**Dataset records**
* * *

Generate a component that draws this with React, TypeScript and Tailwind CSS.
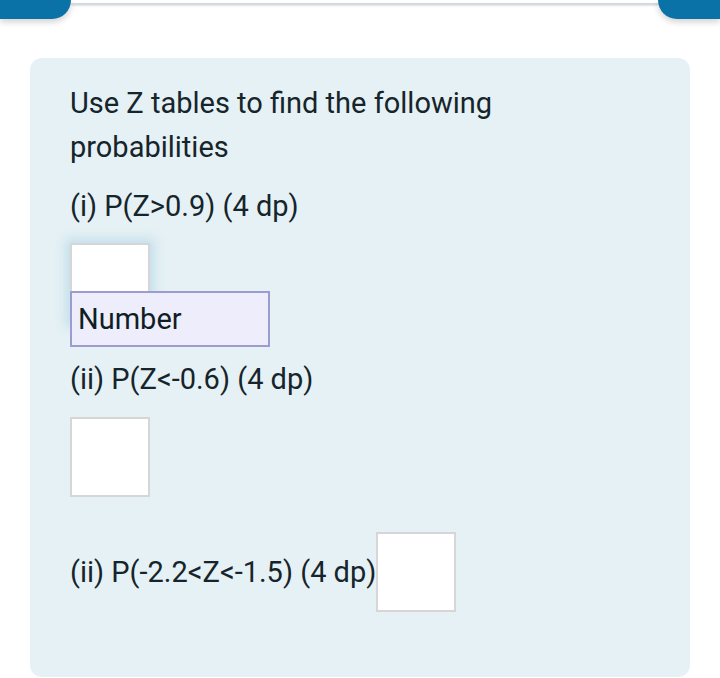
import React from "react";

const AnswerBox = ({ focused = false }: { focused?: boolean }) => (
  <div
    className={
      "w-20 h-20 shrink-0 bg-white border-2 border-[#d6d6d6] " +
      (focused ? "shadow-[0_0_10px_4px_rgba(150,200,225,0.45)]" : "")
    }
  />
);

const App = () => {
  return (
    <div className="w-[720px] h-[678px] bg-white overflow-hidden font-['Roboto',sans-serif] text-[#16242b]">
      {/* Top bar */}
      <div className="flex items-start h-[58px]">
        <div className="w-[71px] h-[19px] bg-[#0a72a6] rounded-br-[22px] shadow-[0_3px_6px_rgba(0,0,0,0.18)]" />
        <div className="flex-1 mt-[3px] h-[2px] bg-[#d3d9dc] shadow-[0_1px_2px_rgba(0,0,0,0.12)]" />
        <div className="w-[62px] h-[19px] bg-[#0a72a6] rounded-bl-[22px] shadow-[0_3px_6px_rgba(0,0,0,0.18)]" />
      </div>

      {/* Question card */}
      <div className="mx-[30px] h-[619px] bg-[#e5f1f4] rounded-[12px] pt-[23px] pl-[40px] pr-[40px] text-[29px] leading-[44px]">
        <p className="mb-[15px]">
          Use Z tables to find the following
          <br />
          probabilities
        </p>

        <p>(i) P(Z&gt;0.9) (4 dp)</p>
        <div className="relative mt-[15px]">
          <AnswerBox focused />
          <div className="absolute left-0 top-[48px] w-[200px] h-[56px] bg-[#ededfb] border-2 border-[#9c9cd0] flex items-center pl-[6px] text-[#0f1e25]">
            Number
          </div>
        </div>

        <p className="mt-[34px]">(ii) P(Z&lt;-0.6) (4 dp)</p>
        <div className="mt-[16px]">
          <AnswerBox />
        </div>

        <div className="mt-[35px] flex items-center">
          <span>(ii) P(-2.2&lt;Z&lt;-1.5) (4 dp)</span>
          <AnswerBox />
        </div>
      </div>
    </div>
  );
};

export default App;
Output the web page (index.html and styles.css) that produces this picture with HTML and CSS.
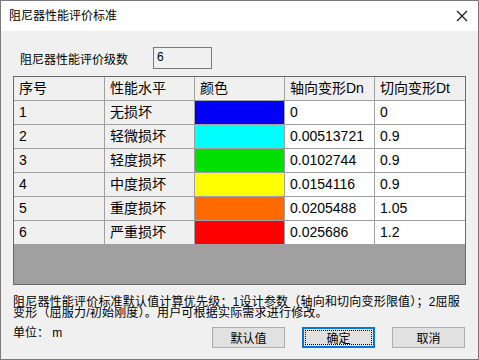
FILE: index.html
```html
<!DOCTYPE html>
<html lang="zh">
<head>
<meta charset="utf-8">
<title>阻尼器性能评价标准</title>
<link rel="stylesheet" href="styles.css">
</head>
<body>
<div class="window">
  <div class="titlebar">
    <span class="title">阻尼器性能评价标准</span>
    <svg class="close" width="12" height="12" viewBox="0 0 12 12"><path d="M1 1 L11 11 M11 1 L1 11" stroke="#111" stroke-width="1.1" fill="none"/></svg>
  </div>
  <div class="content">
    <div class="level">
      <span class="level-label">阻尼器性能评价级数</span>
      <div class="level-input">6</div>
    </div>
    <div class="grid-frame">
      <div class="grid">
        <div class="cell head">序号</div>
        <div class="cell head">性能水平</div>
        <div class="cell head">颜色</div>
        <div class="cell head">轴向变形Dn</div>
        <div class="cell head">切向变形Dt</div>

        <div class="cell fixed">1</div>
        <div class="cell fixed">无损坏</div>
        <div class="cell c-blue"></div>
        <div class="cell">0</div>
        <div class="cell">0</div>

        <div class="cell fixed">2</div>
        <div class="cell fixed">轻微损坏</div>
        <div class="cell c-cyan"></div>
        <div class="cell">0.00513721</div>
        <div class="cell">0.9</div>

        <div class="cell fixed">3</div>
        <div class="cell fixed">轻度损坏</div>
        <div class="cell c-green"></div>
        <div class="cell">0.0102744</div>
        <div class="cell">0.9</div>

        <div class="cell fixed">4</div>
        <div class="cell fixed">中度损坏</div>
        <div class="cell c-yellow"></div>
        <div class="cell">0.0154116</div>
        <div class="cell">0.9</div>

        <div class="cell fixed">5</div>
        <div class="cell fixed">重度损坏</div>
        <div class="cell c-orange"></div>
        <div class="cell">0.0205488</div>
        <div class="cell">1.05</div>

        <div class="cell fixed">6</div>
        <div class="cell fixed">严重损坏</div>
        <div class="cell c-red"></div>
        <div class="cell">0.025686</div>
        <div class="cell">1.2</div>
      </div>
    </div>
    <p class="note">阻尼器性能评价标准默认值计算优先级：1设计参数（轴向和切向变形限值）；2屈服变形（屈服力/初始刚度）。用户可根据实际需求进行修改。</p>
    <div class="footer">
      <span class="unit">单位： m</span>
      <div class="buttons">
        <button class="btn">默认值</button>
        <button class="btn btn-default"><span class="focus">确定</span></button>
        <button class="btn">取消</button>
      </div>
    </div>
  </div>
</div>
</body>
</html>
```
FILE: styles.css
```css
* { box-sizing: border-box; }
html, body { margin: 0; padding: 0; }
body {
  width: 479px;
  height: 360px;
  overflow: hidden;
  font-family: "Liberation Sans", "Noto Sans CJK SC", sans-serif;
  color: #000;
}
.window {
  width: 479px;
  height: 360px;
  border: 1px solid #7a7a7a;
  background: #f0f0f0;
  display: flex;
  flex-direction: column;
}
.titlebar {
  height: 30px;
  background: #fff;
  display: flex;
  align-items: center;
  justify-content: space-between;
  padding: 0 10px 0 8px;
  flex-shrink: 0;
}
.title {
  font-size: 12px;
  line-height: 14px;
}
.close { display: block; }
.content {
  padding: 0 12px;
  display: flex;
  flex-direction: column;
}
.level {
  margin-top: 16px;
  height: 22px;
  display: flex;
  align-items: center;
}
.level-label {
  font-size: 12px;
  margin-left: 7px;
  width: 133px;
}
.level-input {
  width: 59px;
  height: 22px;
  border: 1px solid #7a7a7a;
  font-size: 12px;
  line-height: 18px;
  padding-left: 3px;
}
.grid-frame {
  margin-top: 7px;
  height: 209px;
  border: 1px solid #6a6a6a;
  background: #a0a0a0;
}
.grid {
  display: grid;
  grid-template-columns: 90px 89px 89px 89px 90px;
  grid-auto-rows: 23px;
  gap: 1px;
  background: #a0a0a0;
  border-bottom: 1px solid #a0a0a0;
}
.cell {
  background: #fff;
  font-size: 14px;
  line-height: 23px;
  padding-left: 5px;
  white-space: nowrap;
  overflow: hidden;
}
.cell.head, .cell.fixed { background: #f0f0f0; }
.c-blue { background: #0000f4; }
.c-cyan { background: #00ffff; }
.c-green { background: #00e000; }
.c-yellow { background: #ffff00; }
.c-orange { background: #ff6a00; }
.c-red { background: #ff0000; }
.note {
  margin: 12px 0 0 0;
  font-size: 12px;
  line-height: 11px;
  letter-spacing: 0.2px;
}
.footer {
  margin-top: 8px;
  display: flex;
  justify-content: space-between;
  align-items: flex-start;
}
.unit {
  font-size: 12px;
  line-height: 14px;
  margin-top: -1px;
}
.buttons {
  display: flex;
  gap: 17px;
  margin-right: 1px;
}
.btn {
  width: 73px;
  height: 21px;
  background: #e1e1e1;
  border: 1px solid #adadad;
  font-family: "Liberation Sans", "Noto Sans CJK SC", sans-serif;
  font-size: 12px;
  color: #000;
  padding: 0;
  margin: 0;
  display: flex;
  align-items: center;
  justify-content: center;
}
.btn-default {
  border: 2px solid #0078d7;
  padding: 1px;
}
.focus {
  flex: 1;
  align-self: stretch;
  display: flex;
  align-items: center;
  justify-content: center;
  border: 1px dotted #000;
}
```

* * *

**Exercise requirements**
Say, as a number only, how many lines of the data contain "index".

**Finished answer**
2